Jeremy Fowler, senior NFL national reporter 7y

Slay the dragon? Steelers left their sword at home in Patriots blowout

FOXBOROUGH, Mass. -- Someone cover Chris Hogan.

In the biggest game of the season, featuring two storied franchises, the Pittsburgh Steelers let a secondary receiver torch them for 180 yards and two touchdowns; the former is a New England Patriots playoff record.

But really, pass-coverage struggles were simply emblematic of the Steelers' sloppy performance in their 36-17 AFC Championship Game loss to the Patriots that negated the positive energy of a nine-game winning streak.

Forget slaying the dragon. The Steelers slayed themselves.
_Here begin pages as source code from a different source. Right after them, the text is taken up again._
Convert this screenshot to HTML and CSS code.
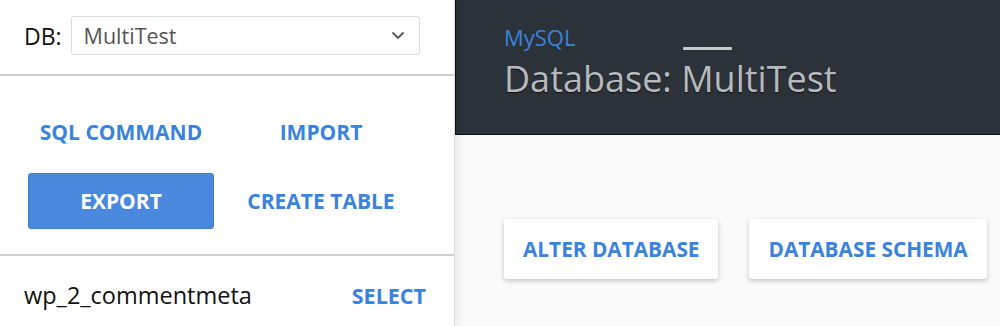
FILE: index.html
```html
<!DOCTYPE html>
<html lang="en">
<head>
  <meta charset="UTF-8" />
  <title>Adminer | MultiTest</title>
  <link rel="stylesheet" href="styles.css">
</head>
<body>
  <aside class="sidebar">
    <div class="db-picker">
      <label for="db">DB:</label>
      <div class="select-box">
        <span>MultiTest</span>
        <svg class="chevron" width="14" height="9" viewBox="0 0 14 9">
          <path d="M1.5 1.5 L7 7 L12.5 1.5" fill="none" stroke="#555" stroke-width="1.8" />
        </svg>
      </div>
    </div>

    <!-- Actions -->
    <div class="actions">
      <a href="#" class="action">SQL COMMAND</a>
      <a href="#" class="action">IMPORT</a>
      <a href="#" class="action active">EXPORT</a>
      <a href="#" class="action">CREATE TABLE</a>
    </div>

    <div class="table-row">
      <span class="table-name">wp_2_commentmeta</span>
      <a href="#" class="table-link">SELECT</a>
    </div>
  </aside>

  <main class="content">
    <header class="top">
      <div class="crumbs">
        <a href="#">MySQL</a>
        <span class="dash"></span>
      </div>
      <h1>Database: MultiTest</h1>
    </header>

    <div class="buttons">
      <a href="#" class="card-btn">ALTER DATABASE</a>
      <a href="#" class="card-btn">DATABASE SCHEMA</a>
    </div>
  </main>
</body>
</html>
```

FILE: styles.css
```css
* {
  margin: 0;
  padding: 0;
  box-sizing: border-box;
  font-family: 'Open Sans', sans-serif;
}

body {
  display: flex;
  height: 326px;
  overflow: hidden;
  background: #fafafa;
}

a {
  text-decoration: none;
  color: #3a83dc;
}

/* Sidebar */
.sidebar {
  width: 455px;
  background: #fff;
  border-right: 1px solid #ddd;
  position: relative;
  z-index: 2;
  box-shadow: 3px 0 8px rgba(0,0,0,0.08);
}

.db-picker {
  display: flex;
  align-items: center;
  gap: 9px;
  padding: 16px 0 19px 24px;
  border-bottom: 2px solid #d0d0d0;
}

.db-picker label {
  font-size: 23px;
  color: #111;
}

.select-box {
  width: 349px;
  height: 39px;
  border: 1px solid #dcdcdc;
  border-radius: 3px;
  display: flex;
  align-items: center;
  justify-content: space-between;
  padding: 0 14px 0 12px;
  font-size: 21.5px;
  color: #555;
}

.actions {
  display: grid;
  grid-template-columns: 186px 186px;
  grid-auto-rows: 56px;
  column-gap: 14px;
  row-gap: 13px;
  padding: 28px 0 25px 28px;
  border-bottom: 2px solid #d0d0d0;
}

.action {
  display: flex;
  align-items: center;
  justify-content: center;
  font-size: 21px;
  font-weight: 700;
  border-radius: 3px;
}

.action.active {
  background: #4a88de;
  color: #fff;
  border: 1px solid #3f7ad0;
}

.table-row {
  display: flex;
  justify-content: space-between;
  align-items: center;
  padding: 23px 28px 0 24px;
}

.table-name {
  font-size: 23.5px;
  color: #111;
}

.table-link {
  font-size: 21.5px;
  font-weight: 700;
}

/* Main */
.content {
  flex: 1;
}

.top {
  height: 135px;
  background: #2b323a;
  border-left: 1px solid #111;
  border-bottom: 1px solid #111;
  padding: 21px 0 0 48px;
}

.crumbs {
  display: flex;
  align-items: center;
  gap: 108px;
  height: 32px;
}

.crumbs a {
  font-size: 22px;
}

.dash {
  width: 49px;
  height: 3px;
  background: #c8cbcc;
  border-radius: 1px;
  margin-top: 22px;
}

.top h1 {
  font-weight: 400;
  font-size: 36px;
  line-height: 48px;
  color: #b6babe;
  margin-top: 2px;
  text-shadow: 0 1px 1px #111;
}

.buttons {
  display: flex;
  gap: 31px;
  padding: 84px 0 0 49px;
}

.card-btn {
  height: 60px;
  padding: 0 19px;
  display: flex;
  align-items: center;
  background: #fff;
  border-radius: 3px;
  box-shadow: 0 2px 5px rgba(0,0,0,0.22);
  font-size: 20.8px;
  font-weight: 700;
}
```
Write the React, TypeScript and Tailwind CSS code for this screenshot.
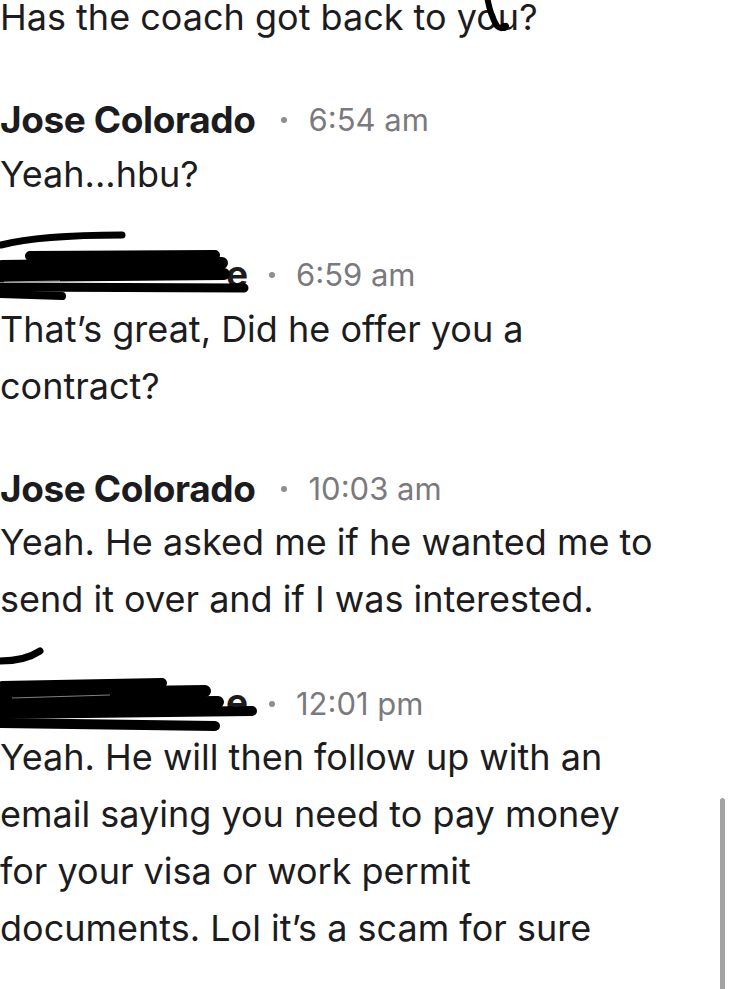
import React from "react";

const font = { fontFamily: '"Inter", "Liberation Sans", sans-serif' };

function Lines({ lines }: { lines: string[] }) {
  return (
    <div>
      {lines.map((l, i) => (
        <div key={i} className="whitespace-nowrap text-[36px] leading-[57px] text-[#1c1c1e]">
          {l}
        </div>
      ))}
    </div>
  );
}

function Dot() {
  return <span className="inline-block h-[6px] w-[6px] shrink-0 rounded-full bg-[#8e8e93]" />;
}

function Header({ name, time, lh }: { name: string; time: string; lh: string }) {
  return (
    <div className={`flex items-center whitespace-nowrap ${lh}`}>
      <span className="text-[37px] font-bold text-[#1c1c1e] tracking-[-0.4px]">{name}</span>
      <span className="ml-[26px] flex items-center">
        <Dot />
      </span>
      <span className="ml-[21px] text-[31px] text-[#7a7a7e]">{time}</span>
    </div>
  );
}

function RedactedHeader({ time, variant, lh }: { time: string; variant: 1 | 2; lh: string }) {
  return (
    <div className={`relative flex items-center whitespace-nowrap ${lh}`}>
      <span className="relative inline-block h-[50px] w-[250px] shrink-0 text-[37px] font-bold text-[#1c1c1e]">
        <span className="absolute left-[226px] top-[-2px]">e</span>
        {variant === 1 ? (
          <svg className="absolute left-0 top-[-24px]" width="260" height="90" viewBox="0 0 260 90">
            <path d="M1 19 Q40 9 122 9" stroke="#000" strokeWidth="7" fill="none" strokeLinecap="round" />
            <path d="M30 30 L215 29" stroke="#000" strokeWidth="10" strokeLinecap="round" />
            <path d="M2 40 L222 37" stroke="#000" strokeWidth="12" strokeLinecap="round" />
            <path d="M0 50 L224 48" stroke="#000" strokeWidth="12" strokeLinecap="round" />
            <path d="M0 61 L244 62" stroke="#000" strokeWidth="9" strokeLinecap="round" />
            <path d="M0 68 L62 70" stroke="#000" strokeWidth="8" strokeLinecap="round" />
            <path d="M4 56 L60 55" stroke="#fff" strokeWidth="1.2" opacity="0.5" />
          </svg>
        ) : (
          <svg className="absolute left-0 top-[-39px]" width="262" height="100" viewBox="0 0 262 100">
            <path d="M0 21 Q25 21 40 11" stroke="#000" strokeWidth="7" fill="none" strokeLinecap="round" />
            <path d="M2 46 L162 43" stroke="#000" strokeWidth="10" strokeLinecap="round" />
            <path d="M0 54 L205 51" stroke="#000" strokeWidth="12" strokeLinecap="round" />
            <path d="M0 64 L218 62" stroke="#000" strokeWidth="12" strokeLinecap="round" />
            <path d="M0 74 L252 71" stroke="#000" strokeWidth="10" strokeLinecap="round" />
            <path d="M0 83 L215 86" stroke="#000" strokeWidth="10" strokeLinecap="round" />
            <path d="M12 58 L110 55" stroke="#fff" strokeWidth="1.2" opacity="0.5" />
            <path d="M150 79 L210 79" stroke="#fff" strokeWidth="1.2" strokeDasharray="8 5" opacity="0.6" />
          </svg>
        )}
      </span>
      <span className="ml-[19px] flex items-center">
        <Dot />
      </span>
      <span className="ml-[21px] text-[31px] text-[#7a7a7e]">{time}</span>
    </div>
  );
}

export default function App() {
  return (
    <div className="relative h-[989px] w-[732px] overflow-hidden bg-white" style={font}>
      <div className="mt-[-11px] flex flex-col">
        <div className="relative">
          <Lines lines={["Has the coach got back to you?"]} />
          <svg className="absolute left-[480px] top-[9px]" width="36" height="40" viewBox="480 -2 36 40">
            <path d="M487 -4 Q490 15 497 26 Q501 30 506 26" stroke="#000" strokeWidth="6" fill="none" strokeLinecap="round" />
            <circle cx="504" cy="27" r="4" fill="#000" />
          </svg>
        </div>
        <div className="mt-[47px]">
          <Header name="Jose Colorado" time="6:54 am" lh="leading-[53px]" />
          <Lines lines={["Yeah...hbu?"]} />
        </div>
        <div className="mt-[46px]">
          <RedactedHeader time="6:59 am" variant={1} lh="leading-[52px]" />
          <Lines lines={["That’s great, Did he offer you a", "contract?"]} />
        </div>
        <div className="mt-[48px]">
          <Header name="Jose Colorado" time="10:03 am" lh="leading-[51px]" />
          <Lines lines={["Yeah. He asked me if he wanted me to", "send it over and if I was interested."]} />
        </div>
        <div className="mt-[51px]">
          <RedactedHeader time="12:01 pm" variant={2} lh="leading-[50px]" />
          <Lines
            lines={[
              "Yeah. He will then follow up with an",
              "email saying you need to pay money",
              "for your visa or work permit",
              "documents. Lol it’s a scam for sure",
            ]}
          />
        </div>
      </div>
      <div className="absolute right-[7px] top-[798px] h-[200px] w-[5px] rounded-t-full bg-[#a3a3a3]" />
    </div>
  );
}
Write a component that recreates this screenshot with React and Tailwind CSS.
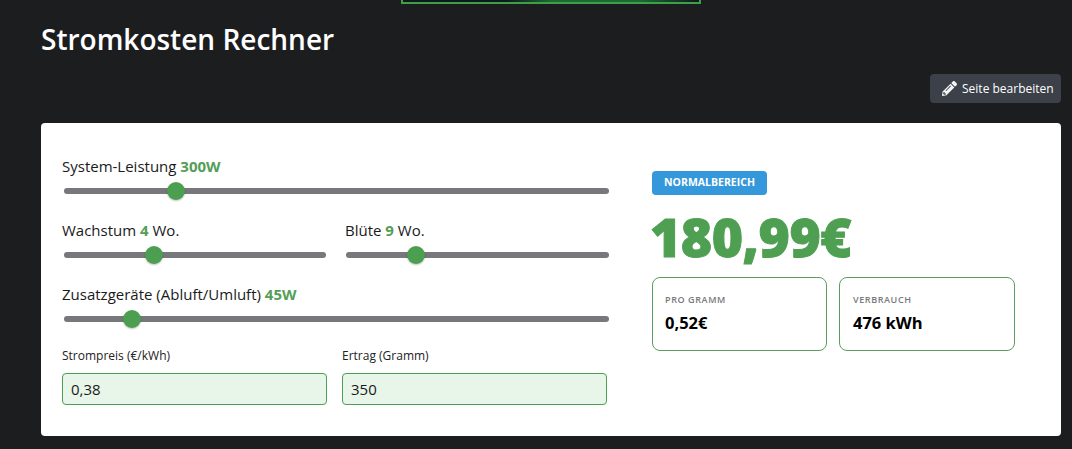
import React from "react";
import { FaPencilAlt } from "react-icons/fa";

function Slider({ pct, className = "" }) {
  return (
    <div className={"relative h-[6px] rounded-full bg-[#76787b] " + className}>
      <div
        className="absolute top-1/2 h-[18px] w-[18px] -translate-x-1/2 -translate-y-1/2 rounded-full bg-[#4c9f50] shadow-[0_1px_2px_rgba(0,0,0,0.25)]"
        style={{ left: pct + "%" }}
      />
    </div>
  );
}

function Label({ children }) {
  return <div className="text-[15px] leading-[20px] text-[#1a1a1a]">{children}</div>;
}

function Val({ children }) {
  return <span className="font-bold text-[#549e58]">{children}</span>;
}

function Field({ label, value }) {
  return (
    <div className="flex flex-col">
      <div className="text-[12px] leading-[16px] text-[#222]">{label}</div>
      <div className="mt-[9px] flex h-[32px] items-center rounded-[4px] border border-[#4c9f50] bg-[#e8f5e9] px-[8px] text-[15px] text-[#1a1a1a]">
        {value}
      </div>
    </div>
  );
}

function Stat({ label, value, className }) {
  return (
    <div className={"flex h-[74px] flex-col rounded-[8px] border border-[#5d9c60] pt-[16px] " + className}>
      <div className="text-[9px] leading-[12px] font-semibold tracking-[0.6px] text-[#77797b]">{label}</div>
      <div className="mt-[6px] text-[16.5px] leading-[22px] font-bold text-black">{value}</div>
    </div>
  );
}

export default function App() {
  return (
    <div className="h-[449px] overflow-hidden bg-[#1b1d1f] pr-[11px] pl-[41px] font-['Open_Sans',sans-serif]">
      <div className="mx-auto h-[4px] w-[300px] border-x-2 border-b-2 border-[#3f9f48] bg-[linear-gradient(90deg,#10181c_0%,#10181c_35%,#1c6a34_50%,#1c6a34_80%,#10181c_100%)]" />
      <h1 className="mt-[17px] text-[28px] leading-[36px] font-semibold text-white">Stromkosten Rechner</h1>
      <div className="mt-[17px] flex justify-end">
        <button className="flex h-[29px] w-[131px] items-center gap-[5px] rounded-[4px] bg-[#3c4048] pl-[12px] text-[12px] text-white">
          <FaPencilAlt className="h-[15px] w-[15px] text-[#f4f5f6]" />
          Seite bearbeiten
        </button>
      </div>
      <div className="mt-[20px] flex h-[313px] rounded-[4px] bg-white pt-[33px] pl-[21px]">
        <div className="w-[548px]">
          <Label>System-Leistung <Val>300W</Val></Label>
          <Slider pct={20.5} className="mt-[12px] ml-[2px] w-[545px]" />
          <div className="mt-[26px] grid grid-cols-[264px_264px] gap-x-[19px]">
            <div>
              <Label>Wachstum <Val>4</Val> Wo.</Label>
              <Slider pct={34.2} className="mt-[12px] ml-[2px] w-[262px]" />
            </div>
            <div>
              <Label>Blüte <Val>9</Val> Wo.</Label>
              <Slider pct={26.7} className="mt-[12px] ml-[1px] w-[263px]" />
            </div>
          </div>
          <div className="mt-[26px]">
            <Label>Zusatzgeräte (Abluft/Umluft) <Val>45W</Val></Label>
            <Slider pct={12.4} className="mt-[12px] ml-[2px] w-[545px]" />
          </div>
          <div className="mt-[26px] grid grid-cols-[265px_265px] gap-x-[15px]">
            <Field label="Strompreis (€/kWh)" value="0,38" />
            <Field label="Ertrag (Gramm)" value="350" />
          </div>
        </div>
        <div className="ml-[42px] flex flex-col items-start pt-[15px]">
          <div className="flex h-[24px] w-[115px] items-center justify-center rounded-[4px] bg-[#3498db] text-[10.5px] font-bold text-white">
            NORMALBEREICH
          </div>
          <div className="mt-[10px] -ml-[2px] text-[53.5px] leading-[64px] font-extrabold tracking-[-0.5px] text-[#4f9f53] [-webkit-text-stroke:1px_#4f9f53]">180,99€</div>
          <div className="mt-[8px] flex gap-[12px]">
            <Stat label="PRO GRAMM" value="0,52€" className="w-[175px] pl-[12px]" />
            <Stat label="VERBRAUCH" value="476 kWh" className="w-[176px] pl-[13px]" />
          </div>
        </div>
      </div>
    </div>
  );
}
"They played the type of ball that they normally play, and we didn’t play the type of ball that we normally play," coach Mike Tomlin said. "We didn’t put our guys in as good enough of a position consistently. We failed collectively."

Steelers RB Le'Veon Bell got hurt early in the game (a left groin injury), which "of course" hurt the Steelers' game plan, said guard David DeCastro, especially "for as much as we've leaned on him" at times during the season.

But Bell had nothing to do with the Patriots converting nine of 12 third downs to open the game or with QB Tom Brady's performance. He now has 22 touchdowns and zero interceptions in his past seven games against the Steelers.

"[Brady] ripped us apart," defensive end Stephon Tuitt said.

Brady saw minimal pressure from a Steelers defense that didn't penetrate with traditional rushes. And the margin kept widening.

The Steelers tried blitzing Brady but "it wasn't effective," Tomlin said.

This stat is numbing: Brady completed nine of his first 10 passes targeting Hogan, who was wide open 25 yards downfield on the only incompletion, a Brady misfire (according to ESPN Stats & Info).

All week, Steelers players said they had to play near-perfect football to beat the Patriots. Instead, they entered the nastiest storm Gillette Stadium has to offer, with the Patriots' offense brimming with confidence and the Steelers swimming in their own missed opportunities.

The Steelers' offense and QB Ben Roethlisberger, who nearly went back-to-back playoff games without a touchdown pass before a late score to receiver Cobi Hamilton, needed their "other guys" to emerge. But the lack of an established No. 2 receiver on the outside opposite star Antonio Brown finally caught up to them.

Receiver Eli Rogers and tight end Jesse James had a few bright moments, but it wasn't nearly enough.

A near-touchdown pass in the second quarter hit Hamilton right in the belly for naught. He also negated a fourth-quarter score by stepping out of bounds before catching the ball.

"We've got to score touchdowns in the red zone," Hamilton said.

Patriots coach Bill Belichick is the master of taking away the top option, which, in this case, was Brown, who finished with seven catches for 77 yards. With Bell out, no one else had an answer. Despite an early flash, the running game went stagnant (54 yards on 20 carries).

Roethlisberger wondered if the moment was too big for some of the younger players but said overall his receivers did a "great job."

"We need to make every single play in a game like this against an opponent like this," Roethlisberger said.

Roethlisberger turned to a shotgun, no-huddle attack that worked in spurts, with Pittsburgh breaking off multiple drives of double-digit plays. But this game followed the Steelers' road-game blueprint: decent yardage, not enough points.

That was only a start. Rogers had a costly fumble, and the Patriots quickly converted for a TD. Early in the second quarter, the Steelers had the ball on the half-yard line and couldn't punch in a touchdown.

There was the flea-flicker that left safety Mike Mitchell futilely chasing Hogan on a touchdown play after biting on the run. On the game's first touchdown, Brady appeared to look off safety Robert Golden to hit a wide-open Hogan in the back of the end zone.

The Steelers' defensive front didn't get to Brady, and in pass coverage Hogan seemed to continually run free without cornerbacks or safeties getting help.

Mitchell said the Steelers hadn't seen the Patriots' flea-flicker in film study and expected other trickery instead. Brady is "no joke, man," Mitchell said.

"They did a really good job of just keeping us kind of off balance with the tempo," Mitchell said. "Tom's elite. Every time we weren't on the guy in the flat, he was able to find it, and when we weren't pressuring, he was very poised and patient. Did a good job of finding the open man."

The only team that stopped the Patriots was the Patriots.

And to think this fight was supposed to be epic.

The Steelers looked and sounded and acted like a team that would turn locker room buzz into a winning edge. Antonio Brown's Facebook Live incident seemed to galvanize them.

That they came out this flat is a bit stunning, considering the momentum.

But the Patriots had the upper hand -- again.

"When you get a chance to make plays and opportunities, you’ve got to make them in championship-level football," Tomlin said.